3. We create and develop an alternative (meaning not identical to yourself) personality for our characters. [You’d be amazed how many fails this fairly simple rule]
4. We are constructive and listens to suggestions from other players, and will actively pursue good ideas by others. [My plots usually take players into paradoxes where they have no idea what to do, this rule moves the game forward. See also Moderator rule #1 which ties into this. The rule basically means it’s not okay to shoot down all the other players ideas, and let them shoot yours - we’ve had months where the game didn’t move forward - see XP graph attached from 3E D&D game]
5. Focus is on plots and role playing relevant to the characters; if only relevant for the world it is not good enough. [Whatever plot must relate to the characters directly, and not just be EPIC]
6. We expect you to improvise and you can’t play “Avoid” at the table, i.e. “I won’t tell you about that right now, but in a week I will”. If you have problems with improvising we expect you to prepare before the game session.
About the Moderator
1. The Moderator will use a permanent “Yes, but”-attitude and not a “no”-attitude. [If it’s a good suggestion it should always pay off, even though unforseen by the Moderator - I’ve always done this, but they didn’t know, so being explicit here helped them.
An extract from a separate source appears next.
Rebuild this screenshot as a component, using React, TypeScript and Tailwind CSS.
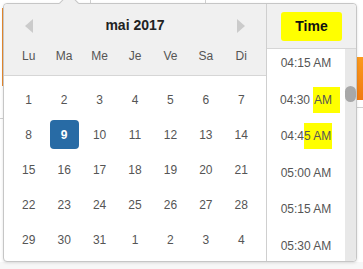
import React from 'react';

const weekDays = ['Lu', 'Ma', 'Me', 'Je', 'Ve', 'Sa', 'Di'];

const weeks = [
  [1, 2, 3, 4, 5, 6, 7],
  [8, 9, 10, 11, 12, 13, 14],
  [15, 16, 17, 18, 19, 20, 21],
  [22, 23, 24, 25, 26, 27, 28],
  [29, 30, 31, 1, 2, 3, 4],
];

function Calendar() {
  return (
    <div className="flex w-[263px] flex-col border-r border-[#cfcfcf]">
      <div className="h-[72px] border-b border-[#d6d6d6] bg-[#f0f0f0] px-[7px]">
        <div className="flex h-[43px] items-center">
          <div className="flex w-[36px] justify-center">
            <span className="h-0 w-0 border-y-[7px] border-r-[8px] border-y-transparent border-r-[#cbcbcb]" />
          </div>
          <div className="flex-1 text-center text-[14px] font-bold text-[#222]">mai 2017</div>
          <div className="flex w-[36px] justify-center">
            <span className="h-0 w-0 border-y-[7px] border-l-[8px] border-y-transparent border-l-[#cbcbcb]" />
          </div>
        </div>
        <div className="grid h-[16px] grid-cols-7 items-center text-center text-[12px] text-[#555]">
          {weekDays.map((d) => (
            <span key={d}>{d}</span>
          ))}
        </div>
      </div>
      <div className="px-[7px] pt-[6px]">
        {weeks.map((w, i) => (
          <div key={i} className="grid h-[35px] grid-cols-7 items-center text-[12px] text-[#555]">
            {w.map((d, j) => (
              <div key={j} className="flex justify-center">
                {i === 1 && d === 9 ? (
                  <span className="flex h-[29px] w-[29px] items-center justify-center rounded-[4px] bg-[#286ba5] font-bold text-white">
                    {d}
                  </span>
                ) : (
                  <span>{d}</span>
                )}
              </div>
            ))}
          </div>
        ))}
      </div>
    </div>
  );
}

function TimeList() {
  return (
    <div className="flex flex-1 flex-col">
      <div className="flex h-[45px] items-center justify-center border-b border-[#d6d6d6] bg-[#f0f0f0]">
        <span className="rounded-[3px] bg-[#ffff00] px-[14px] py-[4px] text-[14px] font-bold text-[#111]">Time</span>
      </div>
      <div className="flex flex-1 overflow-hidden">
        <div className="flex-1 overflow-hidden">
          <div className="-mt-[4px] text-[12px] text-[#555]">
            <div className="flex h-[36.5px] items-center justify-center">04:15 AM</div>
            <div className="flex h-[36.5px] items-center justify-center">
              04:30
              <span className="ml-[3px] -mr-[8px] bg-[#ffff00] py-[4px] pr-[8px] pl-[1px]">AM</span>
            </div>
            <div className="flex h-[36.5px] items-center justify-center">
              04:4
              <span className="bg-[#ffff00] py-[4px] -mr-[1px] pr-[1px]">5 AM</span>
            </div>
            <div className="flex h-[36.5px] items-center justify-center">05:00 AM</div>
            <div className="flex h-[36.5px] items-center justify-center">05:15 AM</div>
            <div className="flex h-[36.5px] items-center justify-center">05:30 AM</div>
          </div>
        </div>
        <div className="w-[11px] bg-[#e8e8e8] pt-[37px]">
          <div className="h-[16px] w-[11px] rounded-full bg-[#a8a8a8]" />
        </div>
      </div>
    </div>
  );
}

export default function App() {
  return (
    <div className="relative h-[269px] w-[363px] overflow-hidden bg-white font-['Liberation_Sans',Arial,sans-serif]">
      {/* page behind the popup */}
      <div className="absolute top-[262px] left-0 h-[7px] w-full bg-[#f7f7f7]" />
      <div className="absolute top-[8px] left-[2px] h-[78px] w-px bg-[#e88a2e]" />
      <div className="absolute top-[118px] left-0 h-px w-[4px] bg-[#d0d0d0]" />
      <div className="absolute top-0 left-[90px] h-[4px] w-px bg-[#d0d0d0]" />
      <div className="absolute top-0 left-[205px] h-[4px] w-px bg-[#d0d0d0]" />
      <div className="absolute top-[57px] left-[356px] h-[43px] w-[7px] bg-gradient-to-b from-[#fb9a1c] to-[#f07a10]" />
      <div className="absolute top-[107px] left-[356px] h-px w-[7px] bg-[#d0d0d0]" />

      <div className="absolute top-[3px] left-[3px] flex h-[259px] w-[354px] rounded-[4px] border border-[#c6c6c6] bg-white shadow-[0_1px_3px_rgba(0,0,0,0.12)]">
        <span className="absolute -top-[8px] left-[58px] h-[14px] w-[14px] rotate-45 border-t border-l border-[#c6c6c6] bg-[#f0f0f0]" />
        <div className="relative flex w-full overflow-hidden rounded-[4px]">
          <Calendar />
          <TimeList />
        </div>
      </div>
    </div>
  );
}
Not just about plots, but also other ideas.]
2. The Moderator will always make sure that when the players run with a good idea, it pays off - even if not expected by the Moderator [Same thing but plot specific].
About the Game
1. We’re focusing on the game, as our game sessions are short. [No 2 hours stories on what happened at work this week]
2. It’s a good idea to bring some edible loot to the game once in a while and share it. [We encourage healthy snacks, all of us being 30+)]
That’s a rough translation, but I hope it gives you some ideas.
In the graph below, notice about 6 months of no XP
Thanks so much for sharing this, Staun. I’ve bookmarked this thread so when I start up NeoPangea again, I’d love to share this with my own players when the time comes.
That’s why we are here on the forum I guess. Some of it takes time to implement, I played with some of these guys for over 10 years. Good RPG really takes a lot of TRUST not the AO type, but people-trust, and that stuff doesn’t build overnight. I’d love to hear where the Credo got you to
I know what you mean. Even when I was RPing with my fellow players/friends in the MMO I subscribe to, after months playing, you learn once you have built that trust and you have a safe place, you can really fully explore and end up going quite deep in some cases with the RP. So, you can actually have your character work out some of the tragedies that may have happened to them in their background or deal with something that has happened only recently to them with their fellow fictional friends/family in the group. It"s not so much that you end up losing yourself in your role as even good actors know once they walk off the set, the character should be left there but you just never know where those RP opportunities will take you as an RPer.
Completely agree, and in a way acting on stage is “easy”, since you know what’s going to happen Imagine a night in the theater where the play was new each night, and the actors just knew the personality of their characters and not the plot
My brother plays characters that he will spend great lengths of time thinking about (translate: talks about his feat build to anyone who will listen) jet he barely ever lives long enough to earn a level. It’s not the Gm’s fault (He has played with 5 Dms each with long lists of dead characters) Although he spends time thinking about his character & their background & storylines they all end up acting the same & dieing a lot. We have running jokes about him & how our characters don’t like how “new” people keep joining up then dieing.